What is needed:
Which lines below hold the word "styles"? Copy all of them.

— begin —

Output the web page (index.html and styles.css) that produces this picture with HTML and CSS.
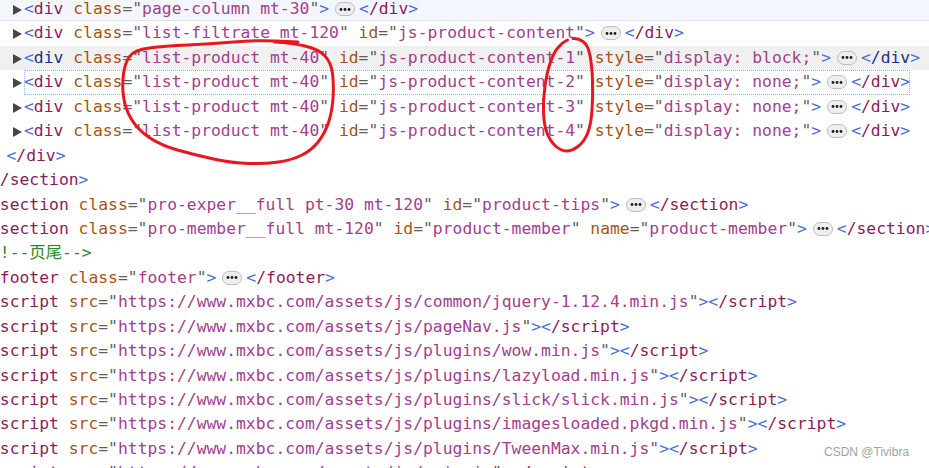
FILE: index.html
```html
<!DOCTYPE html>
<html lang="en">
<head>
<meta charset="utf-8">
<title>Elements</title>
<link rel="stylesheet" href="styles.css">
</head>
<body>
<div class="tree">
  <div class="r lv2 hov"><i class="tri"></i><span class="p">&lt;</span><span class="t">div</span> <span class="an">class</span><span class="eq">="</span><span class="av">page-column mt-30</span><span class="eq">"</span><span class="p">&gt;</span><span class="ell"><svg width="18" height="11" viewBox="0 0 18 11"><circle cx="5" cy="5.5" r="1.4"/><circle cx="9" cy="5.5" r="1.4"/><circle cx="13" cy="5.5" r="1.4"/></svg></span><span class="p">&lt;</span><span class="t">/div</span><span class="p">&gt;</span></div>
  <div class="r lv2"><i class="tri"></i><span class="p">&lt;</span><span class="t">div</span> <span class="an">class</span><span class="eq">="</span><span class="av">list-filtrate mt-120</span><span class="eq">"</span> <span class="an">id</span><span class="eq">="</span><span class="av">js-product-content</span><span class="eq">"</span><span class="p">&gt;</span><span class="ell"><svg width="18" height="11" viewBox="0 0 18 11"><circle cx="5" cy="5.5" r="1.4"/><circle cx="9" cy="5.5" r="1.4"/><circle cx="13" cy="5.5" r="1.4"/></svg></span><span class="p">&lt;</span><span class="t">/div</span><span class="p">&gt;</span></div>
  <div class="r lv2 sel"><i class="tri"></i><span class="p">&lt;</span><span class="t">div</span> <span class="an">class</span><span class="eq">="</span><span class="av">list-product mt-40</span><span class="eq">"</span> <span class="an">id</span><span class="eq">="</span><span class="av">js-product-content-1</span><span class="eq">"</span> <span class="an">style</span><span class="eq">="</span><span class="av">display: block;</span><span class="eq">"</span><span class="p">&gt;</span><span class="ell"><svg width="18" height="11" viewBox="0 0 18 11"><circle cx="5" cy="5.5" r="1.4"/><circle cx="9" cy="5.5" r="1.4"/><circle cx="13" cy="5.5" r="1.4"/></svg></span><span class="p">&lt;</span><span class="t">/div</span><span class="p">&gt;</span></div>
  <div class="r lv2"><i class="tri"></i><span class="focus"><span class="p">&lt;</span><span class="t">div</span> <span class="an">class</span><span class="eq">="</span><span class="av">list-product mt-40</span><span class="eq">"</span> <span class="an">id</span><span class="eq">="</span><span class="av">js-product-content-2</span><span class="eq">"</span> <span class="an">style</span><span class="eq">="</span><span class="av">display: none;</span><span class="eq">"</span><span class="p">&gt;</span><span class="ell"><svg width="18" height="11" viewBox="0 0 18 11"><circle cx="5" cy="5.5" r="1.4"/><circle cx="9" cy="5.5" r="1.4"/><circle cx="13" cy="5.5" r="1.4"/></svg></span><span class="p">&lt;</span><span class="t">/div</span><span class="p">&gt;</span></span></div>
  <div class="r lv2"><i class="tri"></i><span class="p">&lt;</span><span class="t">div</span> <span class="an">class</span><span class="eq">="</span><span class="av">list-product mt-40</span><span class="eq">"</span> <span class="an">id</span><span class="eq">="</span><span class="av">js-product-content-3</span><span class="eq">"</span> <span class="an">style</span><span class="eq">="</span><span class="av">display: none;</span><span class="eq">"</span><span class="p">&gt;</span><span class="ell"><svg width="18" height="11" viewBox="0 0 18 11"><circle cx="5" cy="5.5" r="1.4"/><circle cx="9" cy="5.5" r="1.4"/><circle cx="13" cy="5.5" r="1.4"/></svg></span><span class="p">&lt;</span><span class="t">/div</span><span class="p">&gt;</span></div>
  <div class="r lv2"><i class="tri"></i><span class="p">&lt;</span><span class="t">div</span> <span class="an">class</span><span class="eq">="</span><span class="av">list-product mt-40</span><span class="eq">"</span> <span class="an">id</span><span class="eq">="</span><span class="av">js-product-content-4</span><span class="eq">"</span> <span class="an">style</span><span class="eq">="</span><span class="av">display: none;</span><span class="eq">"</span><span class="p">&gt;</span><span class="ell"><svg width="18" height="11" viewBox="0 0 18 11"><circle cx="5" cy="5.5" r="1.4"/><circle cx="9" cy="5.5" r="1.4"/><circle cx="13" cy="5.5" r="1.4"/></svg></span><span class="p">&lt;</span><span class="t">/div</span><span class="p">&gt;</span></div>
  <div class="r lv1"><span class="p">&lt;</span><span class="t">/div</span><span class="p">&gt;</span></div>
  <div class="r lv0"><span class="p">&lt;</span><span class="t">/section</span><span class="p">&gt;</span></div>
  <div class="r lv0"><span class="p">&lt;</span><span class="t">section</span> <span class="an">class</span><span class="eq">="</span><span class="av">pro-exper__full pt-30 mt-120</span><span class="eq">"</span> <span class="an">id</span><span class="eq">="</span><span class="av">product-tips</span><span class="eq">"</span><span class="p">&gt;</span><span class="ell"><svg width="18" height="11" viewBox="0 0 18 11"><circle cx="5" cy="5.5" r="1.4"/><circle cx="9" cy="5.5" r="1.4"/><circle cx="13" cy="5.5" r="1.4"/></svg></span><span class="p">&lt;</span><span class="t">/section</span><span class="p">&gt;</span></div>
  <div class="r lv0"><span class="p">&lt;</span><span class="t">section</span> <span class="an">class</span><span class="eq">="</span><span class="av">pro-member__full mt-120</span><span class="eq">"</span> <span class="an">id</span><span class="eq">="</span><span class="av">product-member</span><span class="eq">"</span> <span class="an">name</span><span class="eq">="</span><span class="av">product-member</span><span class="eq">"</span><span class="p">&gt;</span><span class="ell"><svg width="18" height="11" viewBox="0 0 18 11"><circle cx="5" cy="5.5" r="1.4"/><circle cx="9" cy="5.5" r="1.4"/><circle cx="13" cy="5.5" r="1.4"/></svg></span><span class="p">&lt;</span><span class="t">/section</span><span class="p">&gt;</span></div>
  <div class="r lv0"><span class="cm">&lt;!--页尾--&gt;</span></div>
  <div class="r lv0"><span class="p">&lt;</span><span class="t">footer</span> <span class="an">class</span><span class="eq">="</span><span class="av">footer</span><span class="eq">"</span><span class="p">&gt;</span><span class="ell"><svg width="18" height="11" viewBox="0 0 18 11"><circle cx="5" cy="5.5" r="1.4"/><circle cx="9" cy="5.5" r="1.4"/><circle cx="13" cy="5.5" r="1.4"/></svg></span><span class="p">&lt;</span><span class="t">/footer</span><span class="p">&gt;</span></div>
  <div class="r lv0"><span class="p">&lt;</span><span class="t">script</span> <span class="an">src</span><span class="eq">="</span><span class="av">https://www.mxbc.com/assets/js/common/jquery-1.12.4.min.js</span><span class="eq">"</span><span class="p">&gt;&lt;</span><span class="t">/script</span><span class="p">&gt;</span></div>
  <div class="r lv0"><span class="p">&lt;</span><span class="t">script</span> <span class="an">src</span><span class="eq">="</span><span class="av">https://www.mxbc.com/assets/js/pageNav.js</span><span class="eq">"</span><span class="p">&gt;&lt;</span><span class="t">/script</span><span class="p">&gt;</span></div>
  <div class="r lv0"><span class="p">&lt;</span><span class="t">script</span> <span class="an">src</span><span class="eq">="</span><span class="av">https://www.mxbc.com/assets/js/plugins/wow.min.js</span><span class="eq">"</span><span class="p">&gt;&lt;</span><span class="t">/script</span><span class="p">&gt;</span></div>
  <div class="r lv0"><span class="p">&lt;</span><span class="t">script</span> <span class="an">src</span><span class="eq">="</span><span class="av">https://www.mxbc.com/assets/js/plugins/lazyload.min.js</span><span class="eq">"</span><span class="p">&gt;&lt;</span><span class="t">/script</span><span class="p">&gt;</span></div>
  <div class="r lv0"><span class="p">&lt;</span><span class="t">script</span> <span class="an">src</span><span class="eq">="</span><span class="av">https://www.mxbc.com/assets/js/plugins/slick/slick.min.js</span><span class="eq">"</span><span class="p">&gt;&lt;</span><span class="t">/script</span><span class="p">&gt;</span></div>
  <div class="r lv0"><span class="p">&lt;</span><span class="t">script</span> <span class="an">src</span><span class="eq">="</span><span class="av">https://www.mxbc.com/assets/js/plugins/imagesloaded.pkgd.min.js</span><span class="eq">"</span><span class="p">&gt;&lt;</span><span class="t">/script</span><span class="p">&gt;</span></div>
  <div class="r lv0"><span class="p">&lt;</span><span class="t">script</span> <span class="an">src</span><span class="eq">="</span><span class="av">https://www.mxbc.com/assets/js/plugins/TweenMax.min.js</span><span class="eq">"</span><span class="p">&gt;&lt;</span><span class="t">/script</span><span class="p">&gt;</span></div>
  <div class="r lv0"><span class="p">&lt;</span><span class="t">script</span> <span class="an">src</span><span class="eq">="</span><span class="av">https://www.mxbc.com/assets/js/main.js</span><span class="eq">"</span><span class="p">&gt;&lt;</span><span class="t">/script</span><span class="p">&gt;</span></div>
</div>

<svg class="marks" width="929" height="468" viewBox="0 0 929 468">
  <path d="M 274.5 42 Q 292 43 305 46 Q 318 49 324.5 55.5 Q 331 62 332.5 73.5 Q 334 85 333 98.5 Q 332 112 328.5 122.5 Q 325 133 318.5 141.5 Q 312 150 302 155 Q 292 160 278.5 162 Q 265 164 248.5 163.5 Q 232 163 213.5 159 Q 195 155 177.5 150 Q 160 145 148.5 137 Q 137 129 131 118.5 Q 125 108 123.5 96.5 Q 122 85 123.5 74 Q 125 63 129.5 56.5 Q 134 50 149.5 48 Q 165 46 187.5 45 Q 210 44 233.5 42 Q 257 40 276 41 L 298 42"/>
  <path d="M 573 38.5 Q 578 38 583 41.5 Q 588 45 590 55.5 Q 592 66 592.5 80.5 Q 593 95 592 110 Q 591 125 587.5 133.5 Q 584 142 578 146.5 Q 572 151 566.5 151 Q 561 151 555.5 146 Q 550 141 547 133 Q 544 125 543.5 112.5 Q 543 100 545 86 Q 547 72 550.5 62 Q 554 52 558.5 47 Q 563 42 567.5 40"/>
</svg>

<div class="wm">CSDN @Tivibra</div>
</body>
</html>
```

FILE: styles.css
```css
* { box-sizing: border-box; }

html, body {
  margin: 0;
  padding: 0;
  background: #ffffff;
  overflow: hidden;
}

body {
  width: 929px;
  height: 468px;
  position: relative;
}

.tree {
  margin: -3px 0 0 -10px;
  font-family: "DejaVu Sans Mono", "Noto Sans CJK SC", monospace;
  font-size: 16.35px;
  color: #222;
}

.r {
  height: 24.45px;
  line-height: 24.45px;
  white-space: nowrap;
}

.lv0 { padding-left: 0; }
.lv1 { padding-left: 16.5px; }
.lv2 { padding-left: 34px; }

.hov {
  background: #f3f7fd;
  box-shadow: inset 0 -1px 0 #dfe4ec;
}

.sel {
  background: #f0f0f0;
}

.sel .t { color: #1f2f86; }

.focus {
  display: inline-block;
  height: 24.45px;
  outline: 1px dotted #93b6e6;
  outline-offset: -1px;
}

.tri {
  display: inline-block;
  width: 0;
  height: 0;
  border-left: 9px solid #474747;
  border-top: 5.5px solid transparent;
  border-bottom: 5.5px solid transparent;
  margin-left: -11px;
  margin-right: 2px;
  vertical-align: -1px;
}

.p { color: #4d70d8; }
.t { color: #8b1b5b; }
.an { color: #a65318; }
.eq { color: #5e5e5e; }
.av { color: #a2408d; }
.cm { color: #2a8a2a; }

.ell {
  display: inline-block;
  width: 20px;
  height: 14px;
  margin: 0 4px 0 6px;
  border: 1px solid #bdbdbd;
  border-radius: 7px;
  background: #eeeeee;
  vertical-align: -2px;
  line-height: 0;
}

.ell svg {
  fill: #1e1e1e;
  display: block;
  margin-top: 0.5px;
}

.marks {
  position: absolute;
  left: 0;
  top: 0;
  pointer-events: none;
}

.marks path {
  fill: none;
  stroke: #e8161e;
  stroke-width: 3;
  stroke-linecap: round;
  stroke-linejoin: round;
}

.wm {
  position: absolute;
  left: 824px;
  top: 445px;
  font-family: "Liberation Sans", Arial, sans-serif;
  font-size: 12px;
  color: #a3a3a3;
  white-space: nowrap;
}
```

— end —

Exercise result:
Output the web page (index.html and styles.css) that produces this picture with HTML and CSS.
<link rel="stylesheet" href="styles.css">
FILE: styles.css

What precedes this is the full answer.